Opinion Pieces Discuss Role Of Private Investments, Blended Finance In Achieving SDGs
Live Mint: Opinion | Blended finance for meeting the SDGs
Mahua Acharya, former assistant director general of the Global Green Growth Institute
“Blended finance is in fashion in the development finance world. It refers to the merging of public and private funds to maximize development impact and is most often called upon in reference to meeting the Sustainable Development Goals (SDGs) that countries valiantly agreed to in 2015. … For blended finance to change development finance, it has to scale. For this to happen, five fundamental issues that are inherent to the way public and private capital is managed, need to be addressed. … The first is to do with the way money is managed. … The second relates to how money is monitored. … The third is related to the pricing of risk. … The fourth relates to how failure is handled. … And finally, the biggest hurdle to public and private monies coming together lies in an ideological difference between governments and businesses. … All this notwithstanding, the larger goal of blending is a noble one and it is time that a common understanding were achieved among the blenders of capital so that both sides know what to expect” (10/4).

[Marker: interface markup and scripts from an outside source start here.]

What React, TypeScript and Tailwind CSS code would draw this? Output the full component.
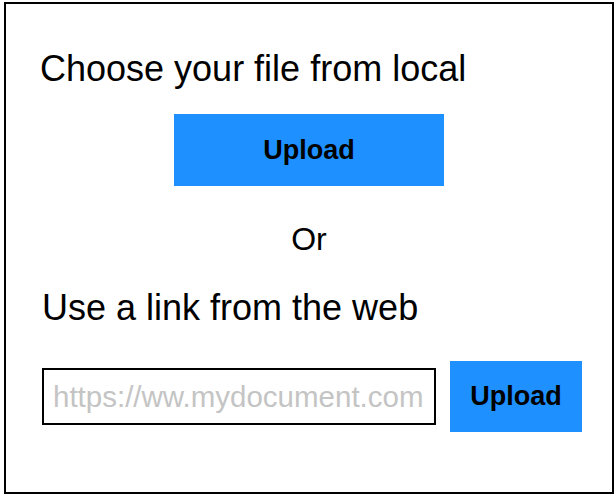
import React from 'react';

const App: React.FC = () => {
  const [link, setLink] = React.useState('');

  return (
    <div className="w-[616px] h-[496px] bg-white font-['Liberation_Sans',Arial,sans-serif] text-black pt-[2px] pl-[4px]">
      <div className="w-[610px] h-[492px] border-2 border-black pl-[36px] pt-[45px] flex flex-col">
        <h1 className="text-[36px] leading-[40px] -ml-[2px]">Choose your file from local</h1>

        <button className="mt-[25px] self-start ml-[132px] w-[270px] h-[72px] bg-[#1e90ff] text-[27px] font-bold">
          Upload
        </button>

        <p className="mt-[33px] text-[32px] leading-[40px] text-center pr-[36px]">Or</p>

        <h2 className="mt-[29px] text-[36px] leading-[40px]">Use a link from the web</h2>

        <div className="mt-[33px] flex items-center gap-[14px]">
          <input
            type="text"
            value={link}
            onChange={(e) => setLink(e.target.value)}
            placeholder="https://ww.mydocument.com"
            className="w-[394px] h-[57px] border-2 border-black pl-[9px] pr-[2px] text-[29.5px] outline-none placeholder:text-[#c4c4c4]"
          />
          <button className="w-[132px] h-[71px] bg-[#1e90ff] text-[27px] font-bold">Upload</button>
        </div>
      </div>
    </div>
  );
};

export default App;
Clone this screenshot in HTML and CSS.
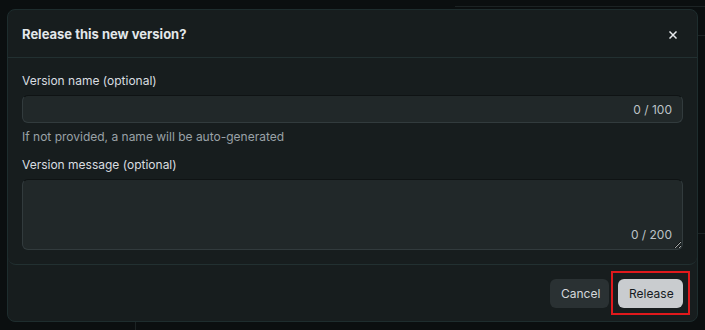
FILE: index.html
```html
<!DOCTYPE html>
<html lang="en">
<head>
<meta charset="utf-8">
<title>Release this new version?</title>
<link rel="stylesheet" href="styles.css">
</head>
<body>
<div class="backdrop">
  <div class="bg-line bg-top"></div>
  <div class="bg-line bg-r1"></div>
  <div class="bg-line bg-r2"></div>
  <div class="bg-vline"></div>
</div>
<div class="dialog">
  <div class="header">
    <h2 class="title">Release this new version?</h2>
    <button class="close" aria-label="Close">
      <svg width="8" height="8" viewBox="0 0 8 8"><path d="M1 1L7 7M7 1L1 7" stroke="#e6e9ec" stroke-width="1.5" stroke-linecap="square"/></svg>
    </button>
  </div>
  <div class="body">
    <label class="label">Version name (optional)</label>
    <div class="input">
      <span class="count">0 / 100</span>
    </div>
    <p class="help">If not provided, a name will be auto-generated</p>
    <label class="label label2">Version message (optional)</label>
    <div class="textarea-wrap">
      <textarea class="textarea"></textarea>
      <span class="count count-ta">0 / 200</span>
    </div>
  </div>
  <div class="footer">
    <button class="btn btn-cancel">Cancel</button>
    <button class="btn btn-release">Release</button>
  </div>
</div>
</body>
</html>
```
FILE: styles.css
```css
* { box-sizing: border-box; }
html, body { margin: 0; padding: 0; }
body {
  width: 705px;
  height: 330px;
  background: #0b0f10;
  font-family: Inter, "Liberation Sans", Arial, sans-serif;
  position: relative;
  overflow: hidden;
  padding: 9px 7px 0 7px;
}
.backdrop { position: absolute; inset: 0; }
.bg-line { position: absolute; height: 1px; background: #1c2324; }
.bg-top { top: 6px; left: 455px; right: 0; }
.bg-r1 { top: 35px; left: 690px; right: 0; }
.bg-r2 { top: 233px; left: 690px; right: 0; }
.bg-vline { position: absolute; left: 135px; top: 322px; bottom: 0; width: 1px; background: #1c2324; }

.dialog {
  position: relative;
  width: 691px;
  height: 313px;
  background: #171d1e;
  border: 1px solid #1e2d2e;
  border-radius: 8px;
  display: flex;
  flex-direction: column;
}
.header {
  height: 48px;
  display: flex;
  align-items: center;
  justify-content: space-between;
  padding: 0 20px 0 14px;
  border-bottom: 1px solid #223031;
}
.title {
  margin: 0;
  font-size: 13px;
  font-weight: 700;
  color: #e3e7ea;
}
.close {
  background: none;
  border: 0;
  padding: 0;
  width: 8px;
  height: 8px;
  display: flex;
  margin-top: 2px;
}
.body {
  padding: 15px 14px 14px 14px;
  display: flex;
  flex-direction: column;
  border-bottom: 1px solid #223031;
  border-radius: 0 0 8px 8px;
}
.label {
  display: block;
  font-size: 12px;
  line-height: 16px;
  color: #d9dde0;
  margin-bottom: 6px;
}
.label2 { margin-top: 12px; }
.input {
  height: 28px;
  flex: none;
  background: #212829;
  border: 1px solid #323b3d;
  border-top-color: #0f1314;
  border-radius: 6px;
  display: flex;
  align-items: center;
  justify-content: flex-end;
  padding: 0 10px;
}
.count {
  font-size: 12px;
  color: #bcc2c6;
}
.help {
  margin: 6px 0 0 0;
  font-size: 12px;
  line-height: 16px;
  color: #9aa2a7;
}
.textarea-wrap { position: relative; height: 71px; flex: none; }
.textarea {
  display: block;
  width: 100%;
  height: 71px;
  margin: 0;
  background: #212829;
  border: 1px solid #323b3d;
  border-top-color: #0f1314;
  border-radius: 6px;
  resize: vertical;
  outline: none;
  color: #d9dde0;
}
.count-ta {
  position: absolute;
  right: 11px;
  bottom: 8px;
}
.footer {
  flex: 1;
  display: flex;
  justify-content: flex-end;
  align-items: flex-start;
  gap: 9px;
  padding: 14px 14px 0 0;
}
.btn {
  height: 29px;
  border: 0;
  border-radius: 6px;
  font-family: inherit;
  font-size: 12px;
  padding: 0 11px;
}
.btn-cancel {
  background: #2a3133;
  color: #d4d8dc;
  width: 59px;
}
.btn-release {
  position: relative;
  background: #c9cccf;
  color: #161b1e;
  width: 65px;
}
.btn-release::after {
  content: "";
  position: absolute;
  left: -7px;
  right: -7px;
  top: -8px;
  bottom: -7px;
  border: 2px solid #e0191c;
}
```
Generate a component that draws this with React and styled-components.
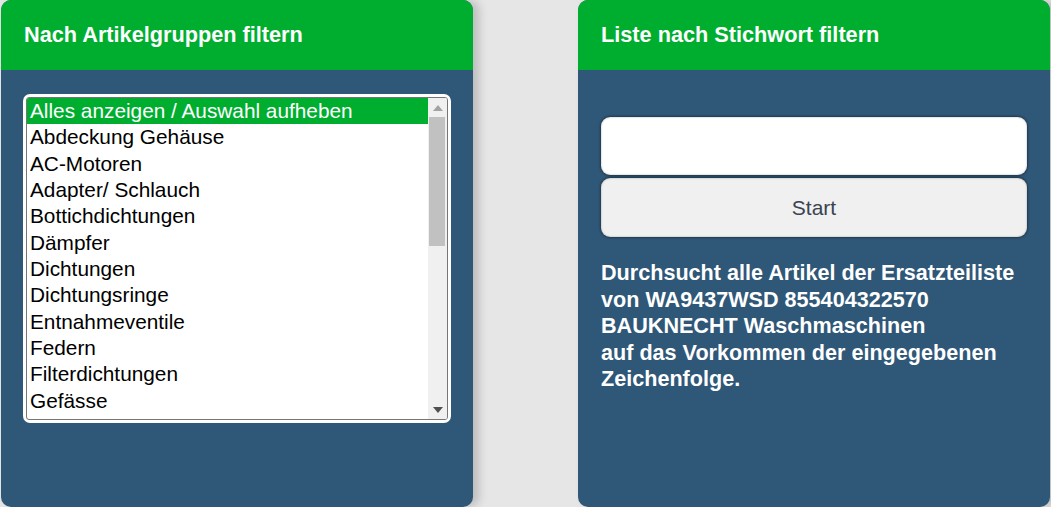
import styled, { createGlobalStyle } from "styled-components";
import { useState } from "react";

const GlobalStyle = createGlobalStyle`
  html, body {
    margin: 0;
    padding: 0;
    background: #e6e6e6;
    font-family: "Liberation Sans", Arial, sans-serif;
    overflow: hidden;
  }
`;

const Page = styled.div`
  display: grid;
  grid-template-columns: 472px 472px;
  column-gap: 105px;
  padding-left: 1px;
  height: 507px;
`;

const Panel = styled.section`
  display: flex;
  flex-direction: column;
  height: 507px;
  background: #2f5777;
  border-radius: 10px;
  overflow: hidden;
  box-shadow: 6px 0 10px rgba(0, 0, 0, 0.18);
`;

const PanelHeader = styled.h2`
  margin: 0;
  height: 70px;
  display: flex;
  align-items: center;
  padding: 0 23px;
  background: #00ae2f;
  color: #fff;
  font-size: 21.7px;
  font-weight: 700;
`;

const PanelBody = styled.div`
  display: flex;
  flex-direction: column;
  padding: ${(p) => p.$top}px 22px 0;
`;

const ListFrame = styled.div`
  display: flex;
  height: 323px;
  border: 2px solid #fff;
  border-radius: 7px;
  background: #fff;
  padding: 1px;
`;

const ListInner = styled.div`
  display: flex;
  flex: 1;
  border: 1px solid #767676;
  border-radius: 3px;
  overflow: hidden;
`;

const Options = styled.ul`
  flex: 1;
  margin: 0;
  padding: 0;
  list-style: none;
  overflow: hidden;
`;

const Option = styled.li`
  height: 26.35px;
  line-height: 26.35px;
  padding-left: 3px;
  font-size: 20.8px;
  color: ${(p) => (p.$selected ? "#fff" : "#000")};
  background: ${(p) => (p.$selected ? "#00ae2f" : "transparent")};
  white-space: nowrap;
  cursor: default;
`;

const Scrollbar = styled.div`
  display: flex;
  flex-direction: column;
  width: 19px;
  background: #f0f0f0;
`;

const ScrollArrow = styled.div`
  height: 19px;
  display: flex;
  align-items: center;
  justify-content: center;
`;

const Track = styled.div`
  flex: 1;
  padding: 0 2px 0 1px;
`;

const Thumb = styled.div`
  height: 129px;
  background: #c1c1c1;
`;

const SearchInput = styled.input`
  height: 58px;
  box-sizing: border-box;
  margin: 0 1px;
  border: none;
  border-radius: 9px;
  background: #fff;
  font-size: 20.8px;
  font-family: inherit;
  padding: 0 12px;
  box-shadow: 0 0 3px rgba(0, 0, 0, 0.7), inset 0 0 2px rgba(0, 0, 0, 0.35);
  outline: none;
`;

const StartButton = styled.button`
  margin: 3px 1px 0;
  height: 59px;
  border: none;
  border-radius: 9px;
  background: #f0f0f0;
  color: #3a4350;
  font-size: 21px;
  font-family: inherit;
  box-shadow: 0 0 3px rgba(0, 0, 0, 0.7), inset 0 0 2px rgba(0, 0, 0, 0.35);
`;

const Info = styled.p`
  margin: 23px 0 0 1px;
  color: #fff;
  font-size: 21.6px;
  font-weight: 700;
  line-height: 26.5px;
`;

const groups = [
  "Alles anzeigen / Auswahl aufheben",
  "Abdeckung Gehäuse",
  "AC-Motoren",
  "Adapter/ Schlauch",
  "Bottichdichtungen",
  "Dämpfer",
  "Dichtungen",
  "Dichtungsringe",
  "Entnahmeventile",
  "Federn",
  "Filterdichtungen",
  "Gefässe",
];

const Arrow = ({ up, color }) => (
  <svg width="10" height="6" viewBox="0 0 10 6">
    <path d={up ? "M0 6 L5 0 L10 6 Z" : "M0 0 L10 0 L5 6 Z"} fill={color} />
  </svg>
);

const App = () => {
  const [selected, setSelected] = useState(0);
  const [term, setTerm] = useState("");

  return (
    <>
      <GlobalStyle />
      <Page>
        <Panel>
          <PanelHeader>Nach Artikelgruppen filtern</PanelHeader>
          <PanelBody $top={24}>
            <ListFrame>
              <ListInner>
                <Options>
                  {groups.map((g, i) => (
                    <Option
                      key={g}
                      $selected={i === selected}
                      onClick={() => setSelected(i)}
                    >
                      {g}
                    </Option>
                  ))}
                </Options>
                <Scrollbar>
                  <ScrollArrow>
                    <Arrow up color="#a3a3a3" />
                  </ScrollArrow>
                  <Track>
                    <Thumb />
                  </Track>
                  <ScrollArrow>
                    <Arrow color="#505050" />
                  </ScrollArrow>
                </Scrollbar>
              </ListInner>
            </ListFrame>
          </PanelBody>
        </Panel>

        <Panel>
          <PanelHeader>Liste nach Stichwort filtern</PanelHeader>
          <PanelBody $top={47}>
            <SearchInput
              type="text"
              value={term}
              onChange={(e) => setTerm(e.target.value)}
            />
            <StartButton type="button">Start</StartButton>
            <Info>
              Durchsucht alle Artikel der Ersatzteiliste
              <br />
              von WA9437WSD 855404322570
              <br />
              BAUKNECHT Waschmaschinen
              <br />
              auf das Vorkommen der eingegebenen
              <br />
              Zeichenfolge.
            </Info>
          </PanelBody>
        </Panel>
      </Page>
    </>
  );
};

export default App;
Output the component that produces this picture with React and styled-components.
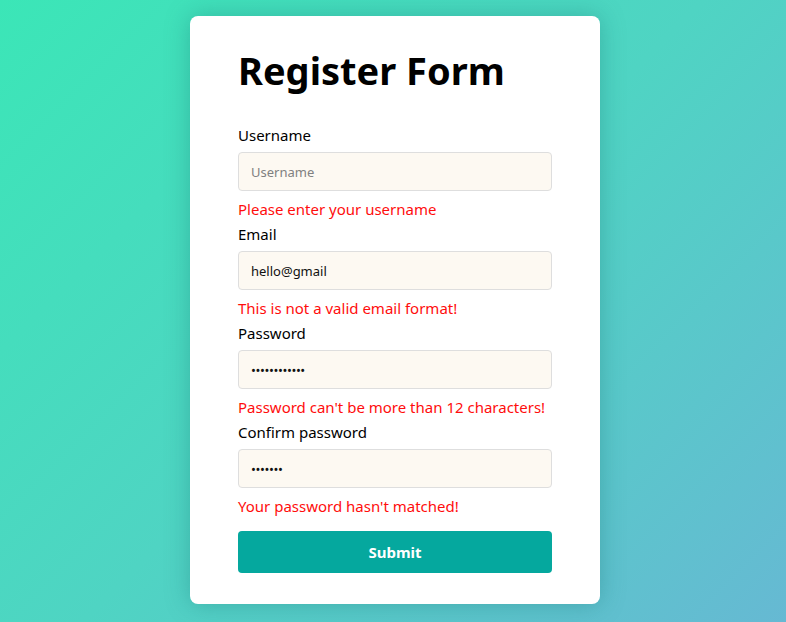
import React from "react";
import styled, { createGlobalStyle } from "styled-components";

const GlobalStyle = createGlobalStyle`
  html, body {
    margin: 0;
    padding: 0;
  }
  body {
    font-family: "Noto Sans", "Open Sans", sans-serif;
    background: linear-gradient(135deg, #3be6b7 0%, #4fd4c3 50%, #66b9d3 100%);
    min-height: 622px;
  }
`;

const Page = styled.div`
  display: flex;
  justify-content: center;
  padding: 16px 0 18px 4px;
  min-height: 622px;
  box-sizing: border-box;
`;

const Card = styled.form`
  width: 410px;
  box-sizing: border-box;
  background: #fff;
  border-radius: 8px;
  box-shadow: 0 0 24px rgba(20, 110, 110, 0.35);
  padding: 28px 48px 31px;
  display: flex;
  flex-direction: column;
`;

const Title = styled.h1`
  margin: 0 0 27px;
  font-size: 38px;
  line-height: 52px;
  font-weight: 700;
  color: #000;
`;

const Field = styled.div`
  display: flex;
  flex-direction: column;
  margin-bottom: 1px;
`;

const Label = styled.label`
  font-size: 15px;
  line-height: 24px;
  color: #000;
  margin-bottom: 5px;
`;

const Input = styled.input`
  height: 39px;
  box-sizing: border-box;
  border: 1px solid #dedede;
  border-radius: 4px;
  background: #fdf9f2;
  padding: 0 12px;
  font-family: inherit;
  font-size: 13px;
  color: #111;
  outline: none;
  letter-spacing: ${(p) => (p.type === "password" ? "-0.4px" : "0")};

  &::placeholder {
    color: #808080;
  }
`;

const Error = styled.div`
  margin-top: 6px;
  font-size: 15px;
  line-height: 24px;
  color: #ff0d0d;
  white-space: nowrap;
`;

const Submit = styled.button`
  margin-top: 12px;
  height: 42px;
  border: none;
  border-radius: 4px;
  background: #05a89e;
  color: #fff;
  font-family: inherit;
  font-size: 15px;
  font-weight: 700;
  cursor: pointer;
`;

const fields = [
  { label: "Username", type: "text", placeholder: "Username", value: "", error: "Please enter your username" },
  { label: "Email", type: "text", placeholder: "Email", value: "hello@gmail", error: "This is not a valid email format!" },
  { label: "Password", type: "password", placeholder: "Password", value: "abcdefghijkl", error: "Password can't be more than 12 characters!" },
  { label: "Confirm password", type: "password", placeholder: "Confirm password", value: "abcdefg", error: "Your password hasn't matched!" },
];

export default function App() {
  return (
    <>
      <GlobalStyle />
      <Page>
        <Card onSubmit={(e) => e.preventDefault()}>
          <Title>Register Form</Title>
          {fields.map((f) => (
            <Field key={f.label}>
              <Label>{f.label}</Label>
              <Input type={f.type} placeholder={f.placeholder} defaultValue={f.value} />
              <Error>{f.error}</Error>
            </Field>
          ))}
          <Submit type="submit">Submit</Submit>
        </Card>
      </Page>
    </>
  );
}
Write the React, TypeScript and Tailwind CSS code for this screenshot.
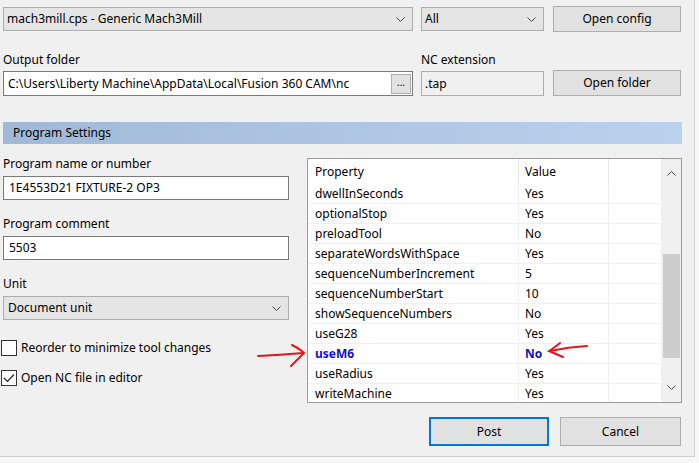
import React from "react"

const font = { fontFamily: '"Noto Sans", "Segoe UI", Arial, sans-serif' }

const Chevron = ({ up = false }: { up?: boolean }) => (
  <svg width="9" height="5" viewBox="0 0 9 5" className={up ? "rotate-180" : ""}>
    <path d="M0.5 0.5 L4.5 4.5 L8.5 0.5" fill="none" stroke="#444" strokeWidth="1" />
  </svg>
)

const Combo = ({ text, className }: { text: string; className: string }) => (
  <div
    className={`h-[24px] bg-[#e5e5e5] border border-[#adadad] flex items-center justify-between pl-[3px] pr-[7px] ${className}`}
  >
    <span>{text}</span>
    <Chevron />
  </div>
)

const Btn = ({ text, className = "" }: { text: string; className?: string }) => (
  <div
    className={`h-[26px] bg-[#e1e1e1] border border-[#adadad] flex items-center justify-center ${className}`}
  >
    {text}
  </div>
)

const rows: [string, string][] = [
  ["dwellInSeconds", "Yes"],
  ["optionalStop", "Yes"],
  ["preloadTool", "No"],
  ["separateWordsWithSpace", "Yes"],
  ["sequenceNumberIncrement", "5"],
  ["sequenceNumberStart", "10"],
  ["showSequenceNumbers", "No"],
  ["useG28", "Yes"],
  ["useM6", "No"],
  ["useRadius", "Yes"],
  ["writeMachine", "Yes"],
]

export default function App() {
  return (
    <div className="w-[699px] h-[463px] bg-[#f7f7f7] overflow-hidden text-[12px] text-black" style={font}>
      <div className="relative w-[695px] h-[457px] bg-[#f0f0f0] border-r border-b border-[#cfcfcf]">
        {/* top row */}
        <div className="flex items-start pt-[7px] pl-[3px]">
          <Combo text="mach3mill.cps - Generic Mach3Mill" className="w-[410px]" />
          <Combo text="All" className="w-[123px] ml-[8px]" />
          <Btn text="Open config" className="w-[128px] ml-[9px] -mt-[1px]" />
        </div>

        {/* output folder row */}
        <div className="flex items-end pl-[3px] mt-[20px]">
          <div className="w-[410px]">
            <div className="h-[16px] leading-[16px] mb-[3px]">Output folder</div>
            <div className="h-[25px] bg-white border border-[#7a7a7a] flex items-center justify-between pl-[4px] pr-[1px]">
              <span className="whitespace-nowrap">C:\Users\Liberty Machine\AppData\Local\Fusion 360 CAM\nc</span>
              <div className="w-[20px] h-[20px] bg-[#e1e1e1] border border-[#adadad] flex items-center justify-center text-[10px] leading-none pb-[4px]">
                ...
              </div>
            </div>
          </div>
          <div className="w-[123px] ml-[8px]">
            <div className="h-[16px] leading-[16px] mb-[3px]">NC extension</div>
            <div className="h-[25px] bg-[#f0f0f0] border border-[#adadad] flex items-center pl-[3px]">.tap</div>
          </div>
          <Btn text="Open folder" className="w-[128px] ml-[9px]" />
        </div>

        {/* section header */}
        <div className="ml-[3px] mt-[26px] w-[679px] h-[22px] bg-gradient-to-r from-[#a0b9d7] to-[#bad2ee] flex items-center pl-[10px]">
          Program Settings
        </div>

        {/* body */}
        <div className="flex pl-[3px] mt-[12px]">
          <div className="w-[286px] flex flex-col">
            <div className="h-[16px] leading-[16px]">Program name or number</div>
            <div className="h-[24px] mt-[4px] bg-white border border-[#7a7a7a] flex items-center pl-[5px]">1E4553D21 FIXTURE-2 OP3</div>
            <div className="h-[16px] leading-[16px] mt-[16px]">Program comment</div>
            <div className="h-[24px] mt-[4px] bg-white border border-[#7a7a7a] flex items-center pl-[5px]">5503</div>
            <div className="h-[16px] leading-[16px] mt-[16px]">Unit</div>
            <Combo text="Document unit" className="mt-[4px] pl-[4px]" />
            <div className="flex items-center h-[16px] leading-[16px] -ml-[2px] mt-[20px]">
              <div className="w-[16px] h-[16px] bg-white border border-[#333]" />
              <span className="ml-[4px]">Reorder to minimize tool changes</span>
            </div>
            <div className="flex items-center h-[16px] leading-[16px] -ml-[2px] mt-[14px]">
              <div className="w-[16px] h-[16px] bg-white border border-[#333] flex items-center justify-center">
                <svg width="12" height="10" viewBox="0 0 12 10">
                  <path d="M1 5 L4.5 8.5 L11 1.5" fill="none" stroke="#222" strokeWidth="1.2" />
                </svg>
              </div>
              <span className="ml-[4px]">Open NC file in editor</span>
            </div>
          </div>

          {/* property grid */}
          <div className="ml-[18px] mt-[2px] w-[375px] h-[245px] bg-white border border-[#9a9a9a] flex overflow-hidden">
            <div className="flex-1 flex flex-col">
              <div className="flex h-[25px] items-center shrink-0">
                <div className="w-[211px] pl-[7px] h-full flex items-center border-r border-[#e5e5e5]">Property</div>
                <div className="w-[90px] pl-[6px] h-full flex items-center border-r border-[#e5e5e5]">Value</div>
                <div className="flex-1" />
              </div>
              {rows.map(([k, v]) => {
                const hl = k === "useM6"
                return (
                  <div key={k} className="flex h-[20px] shrink-0 border-b border-[#f0f0f0]">
                    <div className={`w-[211px] pl-[7px] flex items-center border-r border-[#f0f0f0] ${hl ? "font-bold text-[#1010c8]" : ""}`}>
                      {k}
                    </div>
                    <div className={`w-[90px] pl-[6px] flex items-center border-r border-[#f0f0f0] ${hl ? "font-bold text-[#1010c8]" : ""}`}>
                      {v}
                    </div>
                    <div className="flex-1" />
                  </div>
                )
              })}
            </div>
            <div className="w-[20px] bg-[#f0f0f0] flex flex-col items-center">
              <div className="h-[17px] flex items-center justify-center mt-[6px]">
                <Chevron up />
              </div>
              <div className="w-[17px] h-[104px] bg-[#cdcdcd] mt-[72px]" />
              <div className="flex-1" />
              <div className="h-[17px] flex items-center justify-center mb-[6px]">
                <Chevron />
              </div>
            </div>
          </div>
        </div>

        {/* buttons */}
        <div className="flex justify-end pr-[13px] mt-[14px]">
          <div className="w-[120px] h-[29px] bg-[#e1e1e1] border-2 border-[#0078d7] flex items-center justify-center">Post</div>
          <div className="w-[121px] h-[29px] ml-[11px] bg-[#e1e1e1] border border-[#adadad] flex items-center justify-center">Cancel</div>
        </div>

        {/* red annotation arrows */}
        <svg className="absolute left-0 top-0 pointer-events-none" width="699" height="463">
          <path d="M258 356 Q280 355 303 353" fill="none" stroke="#e8141a" strokeWidth="2" strokeLinecap="round" />
          <path d="M292 345 Q300 349 304 353 Q298 359 291 366" fill="none" stroke="#e8141a" strokeWidth="2" strokeLinecap="round" />
          <path d="M587 346 Q568 347 550 351" fill="none" stroke="#e8141a" strokeWidth="2" strokeLinecap="round" />
          <path d="M560 343 Q554 348 549 351 Q556 354 563 357" fill="none" stroke="#e8141a" strokeWidth="2" strokeLinecap="round" />
        </svg>
      </div>
    </div>
  )
}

Devex: Opinion: Global financial markets could be game changer for health
Ilona Kickbusch, director of the Global Health Centre at the Graduate Institute Geneva and member of the WHO Independent High-Level Commission on NCDs, and Christian Franz, managing director of CPC Analytics
“If we want to achieve [universal health coverage (UHC)] under the Sustainable Development Goals by 2030, we need to strike a balance between global health priorities and commercial and economic interests. How? By proactively engaging global financial players. … Global financial markets have a key role to play in improving the prospects for global health … Not only are new financing partnerships key to achieving UHC, investing in global health also offers significant return opportunities. … Adding the health component to investment criteria and proactively factoring in the commercial determinants of health and its associated costs to societies will significantly reduce investment risks while promoting global health. … Investment in [non-communicable disease (NCD)] prevention for a company’s own workforce also directly affects profitability and productivity. … [G]lobal health should be an agenda item at all high-level political and financial fora, especially in light of the rising health care costs, the growing trend toward an economic market for health, and the ‘financialization’ of global health…” (10/3).